I’m not sure how this can be the “World’s First.” I was using UV cure liquid plastic in an attempt to hold in solution protein crystals in place back in early 1995. Back then it was just another tool we had in the lab, not some fancy new technology. The bondic product is just a smaller and slicker packaging at a much more affordable price. Like lots of things from 1995 (see apple Newton).
Hyperbole is hyperbolic.
It is a pretty slick product though. I used a similar kit to bond a glass-filled PP car part together to save a huge hassle of removing and sourcing a replacement. Thumbs up from me.
So many choices!
Now: Boing Boing Store, Bondic Pro Kit (“All Sales Final”) for 54% off, only $22.99 for kit with 3 tubes.
Then: January 2016. Bondic Starter Kit via Mark’s Amazon affiliate link, $19.95 for kit with 2 tubes (as of today’s Amazon pricing)
Then then: March 2015. Bondic Starter Kit via Cory’s affiliate link, $19.95 for kit with 2 tubes (as of today’s Amazon pricing).
Boingers love them some Bondic!
or under $20 on amazon …
I work with 3D printers that cure a liquid resin with UV light. We take safety training and use precautions. So I was dismayed at the cavalier attitude displayed by this product. From the FAQ:
Can Bondic® be handled by children?
There is no risk of skin sticking uncontrollably and dangerously. Even so, we recommend you only let children over 12-13 years handle Bondic®.

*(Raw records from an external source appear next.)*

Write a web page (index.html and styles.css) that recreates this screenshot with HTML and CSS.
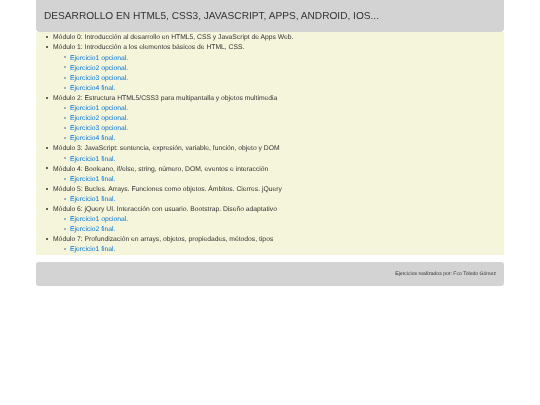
FILE: index.html

```html
<!DOCTYPE html>
<html lang="en">
<head>
  <meta charset="UTF-8" />
  <title>Desarrollo en HTML5</title>
  <link rel="stylesheet" href="styles.css">
</head>
<body>
  <div class="container">
    <header class="jumbo">
      <h1>DESARROLLO EN HTML5, CSS3, JAVASCRIPT, APPS, ANDROID, IOS...</h1>
    </header>
    <ul class="modules">
      <li>Módulo 0: Introducción al desarrollo en HTML5, CSS y JavaScript de Apps Web.</li>
      <li>Módulo 1: Introducción a los elementos básicos de HTML, CSS.
        <ul>
          <li><a href="#">Ejercicio1 opcional.</a></li>
          <li><a href="#">Ejercicio2 opcional.</a></li>
          <li><a href="#">Ejercicio3 opcional.</a></li>
          <li><a href="#">Ejercicio4 final.</a></li>
        </ul>
      </li>
      <li>Módulo 2: Estructura HTML5/CSS3 para multipantalla y objetos multimedia
        <ul>
          <li><a href="#">Ejercicio1 opcional.</a></li>
          <li><a href="#">Ejercicio2 opcional.</a></li>
          <li><a href="#">Ejercicio3 opcional.</a></li>
          <li><a href="#">Ejercicio4 final.</a></li>
        </ul>
      </li>
      <li>Módulo 3: JavaScript: sentencia, expresión, variable, función, objeto y DOM
        <ul>
          <li><a href="#">Ejercicio1 final.</a></li>
        </ul>
      </li>
      <li>Módulo 4: Booleano, if/else, string, número, DOM, eventos e interacción
        <ul>
          <li><a href="#">Ejercicio1 final.</a></li>
        </ul>
      </li>
      <li>Módulo 5: Bucles. Arrays. Funciones como objetos. Ámbitos. Cierres. jQuery
        <ul>
          <li><a href="#">Ejercicio1 final.</a></li>
        </ul>
      </li>
      <li>Módulo 6: jQuery UI. Interacción con usuario. Bootstrap. Diseño adaptativo
        <ul>
          <li><a href="#">Ejercicio1 opcional.</a></li>
          <li><a href="#">Ejercicio2 final.</a></li>
        </ul>
      </li>
      <li>Módulo 7: Profundización en arrays, objetos, propiedades, métodos, tipos
        <ul>
          <li><a href="#">Ejercicio1 final.</a></li>
        </ul>
      </li>
    </ul>
    <footer class="foot">Ejercicios realizados por: Fco Toledo Gómez</footer>
  </div>
</body>
</html>
```

FILE: styles.css

```css
body { margin: 0; background: #fff; font-family: "Liberation Sans", Arial, sans-serif; font-size: 6.75px; line-height: 10.1px; color: #333; text-rendering: geometricPrecision; }
.container { width: 468px; margin: 0 auto; filter: blur(0.35px); }
.jumbo { height: 32px; background: #d3d3d3; border-radius: 0 0 4px 4px; padding: 2px 8px 0; box-sizing: border-box; display: flex; align-items: center; }
h1 { margin: 0; font-size: 10.13px; font-weight: normal; line-height: 16px; }
.modules { margin: 0; padding: 1.4px 0 0 17px; height: 221.6px; background: #f5f5dc; list-style: none; }
.modules ul { margin: 0; padding: 0 0 0 17px; list-style: none; }
.modules li::before { content: ""; display: inline-block; width: 2px; height: 2px; margin: 0 5px 0.8px -7px; border-radius: 50%; background: #333; vertical-align: middle; }
.modules ul li::before { margin: 0 4px 0.8px -6px; background: #89a; }
a { color: #0275d8; text-decoration: none; }
.foot { margin-top: 7px; height: 24px; background: #d3d3d3; border-radius: 3px; padding: 0 8px; display: flex; align-items: center; justify-content: flex-end; font-size: 5.1px; }
```
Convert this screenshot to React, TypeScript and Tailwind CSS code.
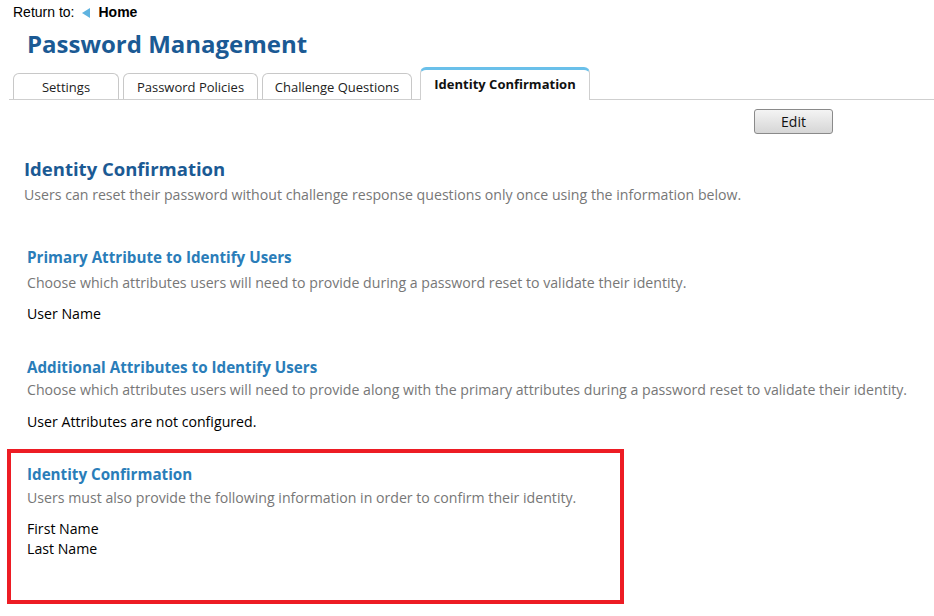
export default function App() {
  const tabs = [
    { label: 'Settings', w: 'w-[106px]' },
    { label: 'Password Policies', w: 'w-[135px]' },
    { label: 'Challenge Questions', w: 'w-[150px]' },
  ];

  return (
    <div className="min-h-[616px] bg-white font-['Open_Sans',sans-serif] text-black">
      {/* return link */}
      <div className="flex items-center pl-[13px] pt-[3px] h-[22px] font-['Liberation_Sans',Arial,sans-serif] text-[14px]">
        <span>Return to:</span>
        <svg className="ml-[8px] mr-[7px]" width="9" height="10" viewBox="0 0 9 10">
          <polygon points="8,0 8,10 0,5" fill="#5fb3e0" />
        </svg>
        <span className="font-bold">Home</span>
      </div>

      <h1 className="pl-[27px] mt-[5px] text-[24px] leading-[34px] font-bold text-[#1b5a94]">
        Password Management
      </h1>

      {/* tabs */}
      <div className="ml-[9px] mt-[6px] flex items-end gap-[4px] border-b border-[#cfcfcf] pl-[4px] h-[33px]">
        {tabs.map((t) => (
          <div
            key={t.label}
            className={`${t.w} h-[26px] rounded-t-[6px] border border-b-0 border-[#c8c8c8] bg-white flex items-center justify-center pt-[2px] text-[13px] text-[#222]`}
          >
            {t.label}
          </div>
        ))}
        <div className="ml-[4px] w-[170px] h-[33px] rounded-t-[6px] border border-b-0 border-[#cfcfcf] border-t-[3px] border-t-[#6ac0ea] bg-white flex items-center justify-center text-[13px] font-bold text-[#111] -mb-px pb-[1px]">
          Identity Confirmation
        </div>
      </div>

      <div className="flex justify-end pr-[101px] mt-[9px]">
        <button className="w-[79px] h-[25px] rounded-[3px] border border-[#8a8a8a] bg-gradient-to-b from-[#f4f4f4] to-[#d6d6d6] text-[14px] text-[#111]">
          Edit
        </button>
      </div>

      <div className="pl-[24px] mt-[22px]">
        <h2 className="text-[18.5px] leading-[26px] font-bold text-[#1b5a94]">Identity Confirmation</h2>
        <p className="mt-[3px] text-[14.15px] leading-[20px] text-[#777]">
          Users can reset their password without challenge response questions only once using the information below.
        </p>
      </div>

      <div className="pl-[27px] mt-[42px]">
        <h3 className="text-[15.2px] leading-[20px] font-bold text-[#2a7db9]">Primary Attribute to Identify Users</h3>
        <p className="mt-[6px] text-[14.15px] leading-[20px] text-[#777]">
          Choose which attributes users will need to provide during a password reset to validate their identity.
        </p>
        <p className="mt-[11px] text-[14.15px] leading-[20px]">User Name</p>
      </div>

      <div className="pl-[27px] mt-[33px]">
        <h3 className="text-[15.2px] leading-[20px] font-bold text-[#2a7db9]">Additional Attributes to Identify Users</h3>
        <p className="mt-[3px] text-[14.15px] leading-[20px] text-[#777]">
          Choose which attributes users will need to provide along with the primary attributes during a password reset to validate their identity.
        </p>
        <p className="mt-[12px] text-[14.15px] leading-[20px]">User Attributes are not configured.</p>
      </div>

      <div className="ml-[7px] mt-[17px] w-[617px] h-[155px] border-[4px] border-[#ed1c24] pl-[16px] pt-[11px]">
        <h3 className="text-[15.2px] leading-[20px] font-bold text-[#2a7db9]">Identity Confirmation</h3>
        <p className="mt-[4px] text-[14.15px] leading-[20px] text-[#777]">
          Users must also provide the following information in order to confirm their identity.
        </p>
        <p className="mt-[11px] text-[14.15px] leading-[20px]">First Name</p>
        <p className="text-[14.15px] leading-[20px]">Last Name</p>
      </div>
    </div>
  );
}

Dig deep into their site and you’ll find the material safety data sheet, which includes a number of warnings including:
Wash off immediately with soap and plenty of water, Get medical attention if irritation develops and persists.
You’ll develop a sensitivity after regular contact with this sort of material. Rashes and worse can develop.
And then there’s the question of the ultraviolet light. We wear protective goggles when there’s any chance of exposure to UV light because of the potential for serious eye damage. What kind of UV light does Bondic use? From the FAQ:
What wavelength does the fluid cure at?
Thanks for asking but sometimes the chef doesn’t tell you the secrets of their recipes!
This is inexcusable.
I’ve used this stuff for years. When it works (about 80% of the time) it works great. I fixed a watch band for a 10 year-old watch, for which no replacement bands were available anywhere. That was a couple of years ago, and the fix still works, and I wear the watch daily.
You can now find knock-offs of Bondic in just about any hardware store, for considerably less. Never tried it, so I don’t know if it works as well.
From the Bondic site:
Bond, build, fix and fill anything - plastic,
wood, metal, PVC, steel, rubber, wiring, ceramic, figurines, vinyl,
Kevlar, polypropylene, leather and so much more
Polypropylene is a plus. How about polyethylene? Anyone know? That’s notoriously hard to glue.
it’s almost like they get money to hawk crap.